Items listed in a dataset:
_ _ _
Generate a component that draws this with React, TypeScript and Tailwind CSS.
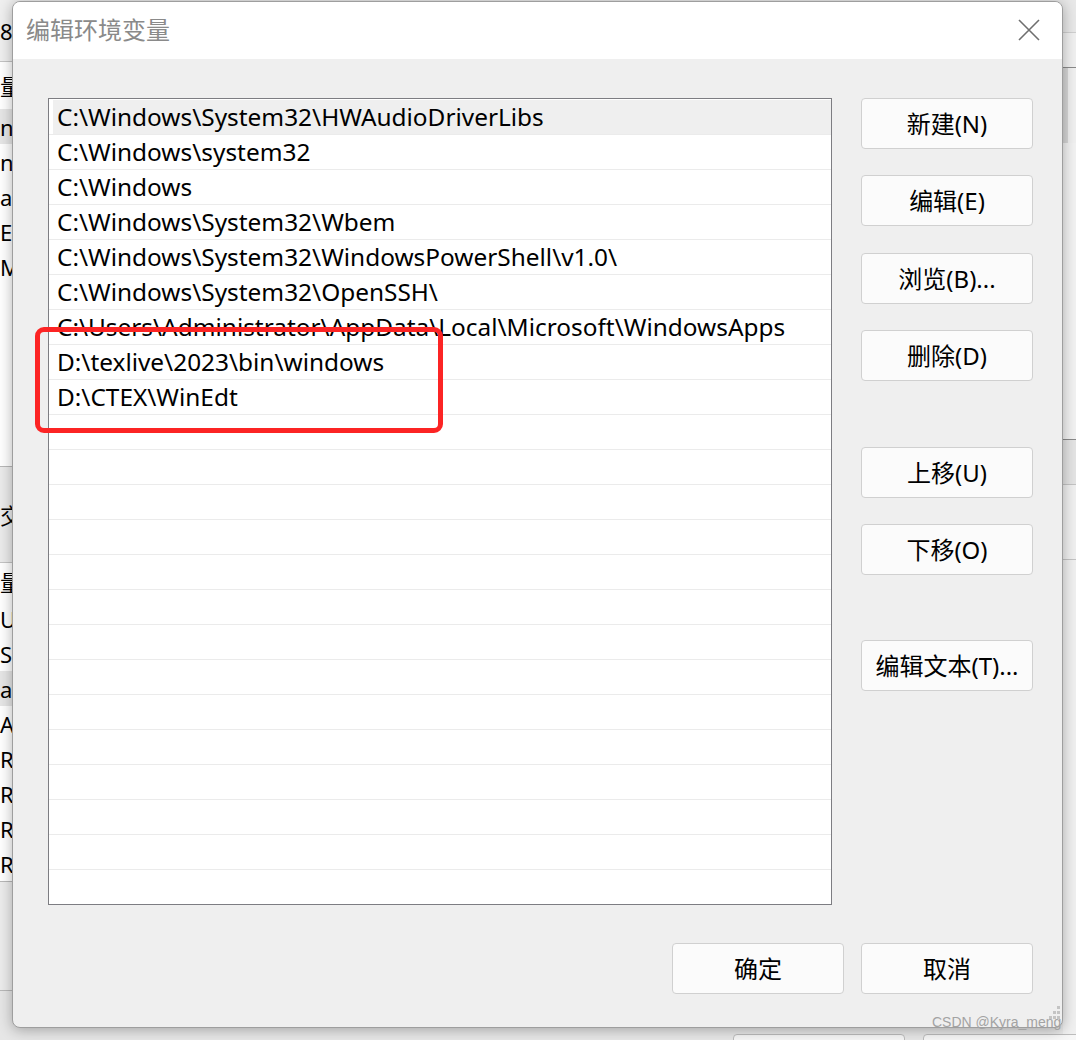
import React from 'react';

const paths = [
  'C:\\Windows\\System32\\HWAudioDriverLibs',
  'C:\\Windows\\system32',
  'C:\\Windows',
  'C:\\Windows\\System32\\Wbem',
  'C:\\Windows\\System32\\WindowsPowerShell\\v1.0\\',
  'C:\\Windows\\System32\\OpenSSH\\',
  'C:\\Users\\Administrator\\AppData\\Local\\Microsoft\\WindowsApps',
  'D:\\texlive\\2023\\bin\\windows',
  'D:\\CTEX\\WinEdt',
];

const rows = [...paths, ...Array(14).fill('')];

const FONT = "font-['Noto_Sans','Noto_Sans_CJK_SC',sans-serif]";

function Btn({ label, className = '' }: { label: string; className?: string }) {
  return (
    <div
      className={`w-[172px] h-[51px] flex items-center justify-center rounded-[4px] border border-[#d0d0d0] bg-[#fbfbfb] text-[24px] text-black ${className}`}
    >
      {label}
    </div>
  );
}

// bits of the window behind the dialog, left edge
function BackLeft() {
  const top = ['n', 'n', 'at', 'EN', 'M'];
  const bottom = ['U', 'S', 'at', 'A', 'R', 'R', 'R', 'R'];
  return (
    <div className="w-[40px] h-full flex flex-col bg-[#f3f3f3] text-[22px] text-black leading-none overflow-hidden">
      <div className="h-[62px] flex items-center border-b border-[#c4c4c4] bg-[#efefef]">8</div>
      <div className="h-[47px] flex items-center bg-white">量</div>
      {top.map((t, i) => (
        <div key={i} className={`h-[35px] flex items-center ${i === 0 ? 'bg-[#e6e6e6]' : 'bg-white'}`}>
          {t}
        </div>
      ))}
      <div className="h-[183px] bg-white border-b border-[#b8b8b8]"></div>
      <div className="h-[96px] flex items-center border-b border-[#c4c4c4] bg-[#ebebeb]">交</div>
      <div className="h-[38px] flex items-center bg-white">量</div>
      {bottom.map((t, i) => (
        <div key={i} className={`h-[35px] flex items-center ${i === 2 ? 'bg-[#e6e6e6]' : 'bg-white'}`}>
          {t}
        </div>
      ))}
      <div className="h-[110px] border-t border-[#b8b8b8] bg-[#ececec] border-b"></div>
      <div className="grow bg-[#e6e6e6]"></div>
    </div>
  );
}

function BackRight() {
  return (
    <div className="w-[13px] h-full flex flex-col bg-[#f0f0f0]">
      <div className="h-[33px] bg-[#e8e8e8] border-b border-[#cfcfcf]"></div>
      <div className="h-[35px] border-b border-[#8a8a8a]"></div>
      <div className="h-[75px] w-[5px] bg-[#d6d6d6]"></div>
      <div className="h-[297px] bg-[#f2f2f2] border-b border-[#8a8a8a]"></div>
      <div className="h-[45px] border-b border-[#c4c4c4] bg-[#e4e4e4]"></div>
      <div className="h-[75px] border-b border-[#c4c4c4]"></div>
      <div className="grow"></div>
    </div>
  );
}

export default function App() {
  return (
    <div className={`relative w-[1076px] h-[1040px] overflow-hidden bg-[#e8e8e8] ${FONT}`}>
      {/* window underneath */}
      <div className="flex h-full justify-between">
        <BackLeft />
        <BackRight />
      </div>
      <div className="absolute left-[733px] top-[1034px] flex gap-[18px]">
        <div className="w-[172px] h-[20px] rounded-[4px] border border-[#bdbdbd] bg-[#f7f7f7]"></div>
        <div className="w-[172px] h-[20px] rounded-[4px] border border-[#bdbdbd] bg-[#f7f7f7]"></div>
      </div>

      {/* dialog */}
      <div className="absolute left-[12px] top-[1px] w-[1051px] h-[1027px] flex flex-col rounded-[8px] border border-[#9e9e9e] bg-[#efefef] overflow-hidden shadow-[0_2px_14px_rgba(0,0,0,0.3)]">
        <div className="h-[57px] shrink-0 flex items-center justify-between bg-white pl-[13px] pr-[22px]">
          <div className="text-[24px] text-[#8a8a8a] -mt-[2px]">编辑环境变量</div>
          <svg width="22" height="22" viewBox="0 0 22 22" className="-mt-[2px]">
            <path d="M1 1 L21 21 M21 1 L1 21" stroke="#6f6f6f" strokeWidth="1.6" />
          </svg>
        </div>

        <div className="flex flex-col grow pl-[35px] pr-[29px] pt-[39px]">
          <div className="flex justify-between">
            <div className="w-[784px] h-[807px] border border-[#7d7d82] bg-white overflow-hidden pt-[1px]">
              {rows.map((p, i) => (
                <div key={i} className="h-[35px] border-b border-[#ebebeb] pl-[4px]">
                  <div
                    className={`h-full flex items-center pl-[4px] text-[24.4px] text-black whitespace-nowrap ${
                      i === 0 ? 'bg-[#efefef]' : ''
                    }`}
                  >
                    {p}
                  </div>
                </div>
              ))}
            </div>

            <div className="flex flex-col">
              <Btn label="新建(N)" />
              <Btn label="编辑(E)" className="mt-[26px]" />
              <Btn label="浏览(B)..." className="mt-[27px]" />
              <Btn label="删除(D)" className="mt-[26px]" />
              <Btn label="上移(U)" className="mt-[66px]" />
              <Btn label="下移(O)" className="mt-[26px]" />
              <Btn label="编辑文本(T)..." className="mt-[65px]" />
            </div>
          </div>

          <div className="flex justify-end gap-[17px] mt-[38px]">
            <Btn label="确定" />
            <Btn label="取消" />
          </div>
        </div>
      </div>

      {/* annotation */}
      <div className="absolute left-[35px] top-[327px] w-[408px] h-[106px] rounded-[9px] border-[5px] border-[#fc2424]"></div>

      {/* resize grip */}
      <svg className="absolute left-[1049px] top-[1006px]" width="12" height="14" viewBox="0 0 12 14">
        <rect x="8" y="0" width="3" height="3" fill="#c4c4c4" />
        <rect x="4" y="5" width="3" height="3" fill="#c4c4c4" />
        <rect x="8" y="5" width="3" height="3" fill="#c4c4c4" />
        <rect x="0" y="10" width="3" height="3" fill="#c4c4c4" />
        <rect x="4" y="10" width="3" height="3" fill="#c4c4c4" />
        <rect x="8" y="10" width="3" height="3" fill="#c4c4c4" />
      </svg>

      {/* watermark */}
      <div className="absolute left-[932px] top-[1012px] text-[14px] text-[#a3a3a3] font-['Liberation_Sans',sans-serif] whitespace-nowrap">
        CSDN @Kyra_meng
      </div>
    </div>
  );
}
_ _ _
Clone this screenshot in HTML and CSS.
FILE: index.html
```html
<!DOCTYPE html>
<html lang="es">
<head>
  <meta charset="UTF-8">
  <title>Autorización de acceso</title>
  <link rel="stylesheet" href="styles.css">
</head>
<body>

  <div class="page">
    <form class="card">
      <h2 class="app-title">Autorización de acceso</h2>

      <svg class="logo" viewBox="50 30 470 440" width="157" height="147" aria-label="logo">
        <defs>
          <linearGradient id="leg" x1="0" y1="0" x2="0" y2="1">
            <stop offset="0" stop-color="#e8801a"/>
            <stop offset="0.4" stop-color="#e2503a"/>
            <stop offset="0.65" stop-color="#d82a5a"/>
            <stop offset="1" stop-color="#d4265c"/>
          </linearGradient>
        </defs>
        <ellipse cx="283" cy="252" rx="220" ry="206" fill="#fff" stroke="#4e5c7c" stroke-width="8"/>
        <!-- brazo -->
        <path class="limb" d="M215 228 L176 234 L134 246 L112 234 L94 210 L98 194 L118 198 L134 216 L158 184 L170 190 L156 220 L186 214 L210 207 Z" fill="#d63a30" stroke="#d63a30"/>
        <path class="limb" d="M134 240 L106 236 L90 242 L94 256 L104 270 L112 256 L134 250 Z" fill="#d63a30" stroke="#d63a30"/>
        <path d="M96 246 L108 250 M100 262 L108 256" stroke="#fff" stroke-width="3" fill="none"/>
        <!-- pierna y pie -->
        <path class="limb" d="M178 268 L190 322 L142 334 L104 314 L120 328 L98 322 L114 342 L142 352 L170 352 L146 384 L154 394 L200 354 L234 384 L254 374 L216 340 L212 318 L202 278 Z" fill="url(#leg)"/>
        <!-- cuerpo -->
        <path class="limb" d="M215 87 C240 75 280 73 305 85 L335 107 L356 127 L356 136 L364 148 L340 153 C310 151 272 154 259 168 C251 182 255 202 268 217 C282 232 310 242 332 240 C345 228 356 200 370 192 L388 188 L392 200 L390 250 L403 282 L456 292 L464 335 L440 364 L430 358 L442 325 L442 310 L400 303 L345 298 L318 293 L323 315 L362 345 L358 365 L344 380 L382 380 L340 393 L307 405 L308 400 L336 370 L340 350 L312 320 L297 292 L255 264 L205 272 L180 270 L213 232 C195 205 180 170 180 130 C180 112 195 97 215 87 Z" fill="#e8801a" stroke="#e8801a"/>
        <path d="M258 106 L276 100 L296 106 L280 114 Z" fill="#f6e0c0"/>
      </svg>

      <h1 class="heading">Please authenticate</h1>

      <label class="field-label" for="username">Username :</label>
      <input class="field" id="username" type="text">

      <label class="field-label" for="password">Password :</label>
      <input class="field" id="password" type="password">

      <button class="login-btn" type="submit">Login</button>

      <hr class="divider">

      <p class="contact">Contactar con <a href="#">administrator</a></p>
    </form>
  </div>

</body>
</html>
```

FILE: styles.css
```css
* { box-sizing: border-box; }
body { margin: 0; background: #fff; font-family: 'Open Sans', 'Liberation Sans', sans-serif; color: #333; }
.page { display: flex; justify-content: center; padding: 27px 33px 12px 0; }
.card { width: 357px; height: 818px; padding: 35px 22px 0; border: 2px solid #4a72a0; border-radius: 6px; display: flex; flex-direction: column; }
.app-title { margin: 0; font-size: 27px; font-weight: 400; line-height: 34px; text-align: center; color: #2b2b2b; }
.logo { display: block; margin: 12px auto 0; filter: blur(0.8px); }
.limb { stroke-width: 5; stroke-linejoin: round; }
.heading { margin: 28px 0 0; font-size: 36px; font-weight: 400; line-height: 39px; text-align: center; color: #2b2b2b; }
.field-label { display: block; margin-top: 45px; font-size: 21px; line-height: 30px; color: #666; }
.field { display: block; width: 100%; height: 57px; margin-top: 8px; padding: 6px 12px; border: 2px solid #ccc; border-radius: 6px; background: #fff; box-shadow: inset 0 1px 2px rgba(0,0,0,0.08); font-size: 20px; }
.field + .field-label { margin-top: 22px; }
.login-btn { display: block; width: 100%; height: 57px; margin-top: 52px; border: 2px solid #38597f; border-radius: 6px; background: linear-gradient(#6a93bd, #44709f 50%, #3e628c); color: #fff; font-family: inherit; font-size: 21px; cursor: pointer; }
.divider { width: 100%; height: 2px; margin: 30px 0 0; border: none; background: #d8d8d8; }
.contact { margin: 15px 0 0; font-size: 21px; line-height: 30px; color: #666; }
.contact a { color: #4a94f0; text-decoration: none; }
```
_ _ _
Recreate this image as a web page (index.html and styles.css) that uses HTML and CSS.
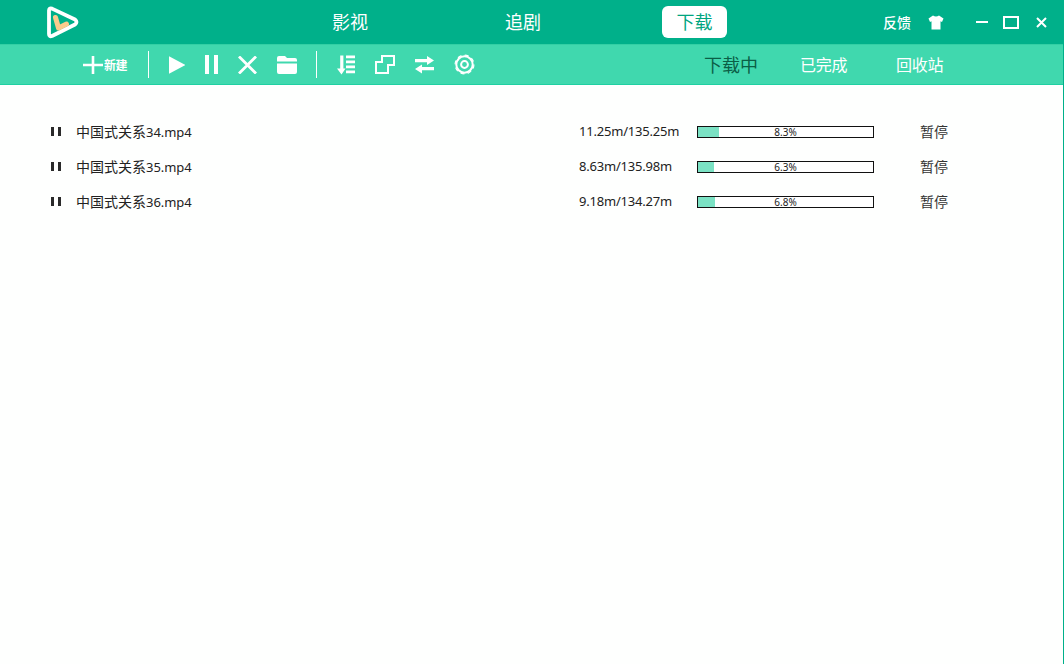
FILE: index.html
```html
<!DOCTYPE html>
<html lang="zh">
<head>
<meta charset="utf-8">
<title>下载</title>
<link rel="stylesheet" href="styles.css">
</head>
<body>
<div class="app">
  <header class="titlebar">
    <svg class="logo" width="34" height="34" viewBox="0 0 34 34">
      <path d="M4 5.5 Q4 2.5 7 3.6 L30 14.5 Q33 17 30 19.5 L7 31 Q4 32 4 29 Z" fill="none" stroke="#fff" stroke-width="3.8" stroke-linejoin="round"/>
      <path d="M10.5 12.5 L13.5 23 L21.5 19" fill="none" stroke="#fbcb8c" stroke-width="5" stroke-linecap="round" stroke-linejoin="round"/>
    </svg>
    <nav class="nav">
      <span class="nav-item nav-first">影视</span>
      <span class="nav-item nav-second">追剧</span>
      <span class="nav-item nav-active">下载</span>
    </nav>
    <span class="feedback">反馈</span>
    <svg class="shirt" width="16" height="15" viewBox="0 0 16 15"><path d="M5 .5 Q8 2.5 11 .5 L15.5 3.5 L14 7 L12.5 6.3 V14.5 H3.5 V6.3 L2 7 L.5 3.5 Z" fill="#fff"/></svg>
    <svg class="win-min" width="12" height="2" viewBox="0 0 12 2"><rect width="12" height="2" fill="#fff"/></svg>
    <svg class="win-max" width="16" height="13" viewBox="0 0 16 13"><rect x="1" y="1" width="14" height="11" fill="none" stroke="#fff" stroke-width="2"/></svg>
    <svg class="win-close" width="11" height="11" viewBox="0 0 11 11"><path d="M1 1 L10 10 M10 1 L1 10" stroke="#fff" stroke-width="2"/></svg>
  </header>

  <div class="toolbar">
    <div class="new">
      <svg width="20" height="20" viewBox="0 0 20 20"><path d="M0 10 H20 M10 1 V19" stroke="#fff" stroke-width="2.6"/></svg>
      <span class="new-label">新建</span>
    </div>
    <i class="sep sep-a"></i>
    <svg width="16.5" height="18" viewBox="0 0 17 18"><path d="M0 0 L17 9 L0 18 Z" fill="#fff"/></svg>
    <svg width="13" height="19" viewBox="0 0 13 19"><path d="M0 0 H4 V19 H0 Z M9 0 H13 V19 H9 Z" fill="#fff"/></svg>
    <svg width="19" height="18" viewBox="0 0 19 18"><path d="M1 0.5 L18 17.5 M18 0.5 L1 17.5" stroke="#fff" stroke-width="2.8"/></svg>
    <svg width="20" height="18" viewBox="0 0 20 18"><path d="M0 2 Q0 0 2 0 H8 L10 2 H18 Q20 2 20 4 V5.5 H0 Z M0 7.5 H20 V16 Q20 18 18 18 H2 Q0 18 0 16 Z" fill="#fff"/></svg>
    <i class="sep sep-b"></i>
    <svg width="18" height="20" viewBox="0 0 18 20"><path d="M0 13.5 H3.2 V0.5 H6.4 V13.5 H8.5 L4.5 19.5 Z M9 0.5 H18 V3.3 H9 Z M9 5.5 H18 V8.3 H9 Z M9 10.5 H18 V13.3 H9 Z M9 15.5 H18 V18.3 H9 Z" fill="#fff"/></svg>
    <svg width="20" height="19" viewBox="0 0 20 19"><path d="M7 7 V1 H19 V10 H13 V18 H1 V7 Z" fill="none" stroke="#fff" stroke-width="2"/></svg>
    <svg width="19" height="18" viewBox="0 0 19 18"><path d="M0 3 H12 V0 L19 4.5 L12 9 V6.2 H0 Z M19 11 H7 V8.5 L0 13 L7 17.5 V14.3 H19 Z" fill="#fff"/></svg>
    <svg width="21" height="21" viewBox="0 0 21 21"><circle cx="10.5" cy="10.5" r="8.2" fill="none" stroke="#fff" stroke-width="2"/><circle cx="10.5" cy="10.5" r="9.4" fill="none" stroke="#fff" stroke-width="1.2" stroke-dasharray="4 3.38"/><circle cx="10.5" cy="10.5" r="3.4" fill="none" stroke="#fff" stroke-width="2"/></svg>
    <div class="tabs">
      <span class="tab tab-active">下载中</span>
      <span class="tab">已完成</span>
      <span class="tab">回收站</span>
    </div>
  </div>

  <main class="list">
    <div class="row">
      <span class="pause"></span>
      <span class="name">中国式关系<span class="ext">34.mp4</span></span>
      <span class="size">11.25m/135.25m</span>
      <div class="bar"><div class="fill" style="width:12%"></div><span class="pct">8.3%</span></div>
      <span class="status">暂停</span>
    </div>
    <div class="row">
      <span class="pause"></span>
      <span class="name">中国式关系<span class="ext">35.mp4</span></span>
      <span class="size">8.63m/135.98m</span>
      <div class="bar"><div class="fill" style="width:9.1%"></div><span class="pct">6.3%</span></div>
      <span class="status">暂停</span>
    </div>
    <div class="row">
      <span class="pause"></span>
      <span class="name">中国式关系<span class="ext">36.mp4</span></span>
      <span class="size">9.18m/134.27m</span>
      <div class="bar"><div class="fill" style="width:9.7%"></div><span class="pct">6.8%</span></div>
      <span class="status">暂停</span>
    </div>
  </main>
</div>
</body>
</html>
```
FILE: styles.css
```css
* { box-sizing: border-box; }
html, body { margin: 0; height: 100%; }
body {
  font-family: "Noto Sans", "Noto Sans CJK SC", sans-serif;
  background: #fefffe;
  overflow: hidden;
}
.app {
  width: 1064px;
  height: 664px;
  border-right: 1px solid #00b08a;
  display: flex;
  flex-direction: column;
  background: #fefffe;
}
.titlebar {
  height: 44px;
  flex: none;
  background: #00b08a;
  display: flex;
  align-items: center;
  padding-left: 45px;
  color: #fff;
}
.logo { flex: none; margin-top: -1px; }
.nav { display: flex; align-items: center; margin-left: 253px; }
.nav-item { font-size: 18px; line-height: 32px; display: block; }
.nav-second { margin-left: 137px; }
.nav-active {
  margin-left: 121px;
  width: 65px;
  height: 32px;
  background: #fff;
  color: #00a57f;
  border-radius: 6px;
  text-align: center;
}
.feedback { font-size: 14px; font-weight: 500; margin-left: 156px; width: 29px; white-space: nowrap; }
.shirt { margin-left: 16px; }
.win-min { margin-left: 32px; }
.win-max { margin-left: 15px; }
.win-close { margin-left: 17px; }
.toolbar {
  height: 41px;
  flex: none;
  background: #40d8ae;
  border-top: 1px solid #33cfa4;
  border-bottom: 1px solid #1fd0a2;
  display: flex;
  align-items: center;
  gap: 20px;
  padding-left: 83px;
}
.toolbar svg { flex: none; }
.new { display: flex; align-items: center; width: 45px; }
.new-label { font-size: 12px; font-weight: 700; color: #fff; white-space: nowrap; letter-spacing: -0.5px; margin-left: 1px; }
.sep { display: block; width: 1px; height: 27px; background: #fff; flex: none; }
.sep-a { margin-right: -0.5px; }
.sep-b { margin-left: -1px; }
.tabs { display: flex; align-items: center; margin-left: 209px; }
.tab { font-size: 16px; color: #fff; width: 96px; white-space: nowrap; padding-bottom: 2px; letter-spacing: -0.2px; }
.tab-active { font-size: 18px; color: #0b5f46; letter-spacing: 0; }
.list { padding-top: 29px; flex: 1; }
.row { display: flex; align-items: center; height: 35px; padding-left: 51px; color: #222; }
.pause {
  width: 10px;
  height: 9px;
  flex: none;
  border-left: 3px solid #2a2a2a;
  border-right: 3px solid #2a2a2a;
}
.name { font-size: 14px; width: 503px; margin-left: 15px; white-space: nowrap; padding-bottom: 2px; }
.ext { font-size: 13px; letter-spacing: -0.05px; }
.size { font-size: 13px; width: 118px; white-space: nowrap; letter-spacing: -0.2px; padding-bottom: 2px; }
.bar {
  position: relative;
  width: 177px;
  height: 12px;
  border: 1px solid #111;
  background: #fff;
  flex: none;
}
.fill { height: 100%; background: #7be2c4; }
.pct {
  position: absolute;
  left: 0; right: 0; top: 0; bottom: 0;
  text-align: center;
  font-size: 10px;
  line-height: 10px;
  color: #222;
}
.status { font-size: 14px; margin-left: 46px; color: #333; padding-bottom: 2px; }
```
_ _ _
- **STATED TASK**
Of the lines above, quote exactly those from the one with "Generate a component" through the one with "import React from 'react';", ends included; pictures stay out.

- **SOLUTION FOR THIS EXERCISE**
Generate a component that draws this with React, TypeScript and Tailwind CSS.
import React from 'react';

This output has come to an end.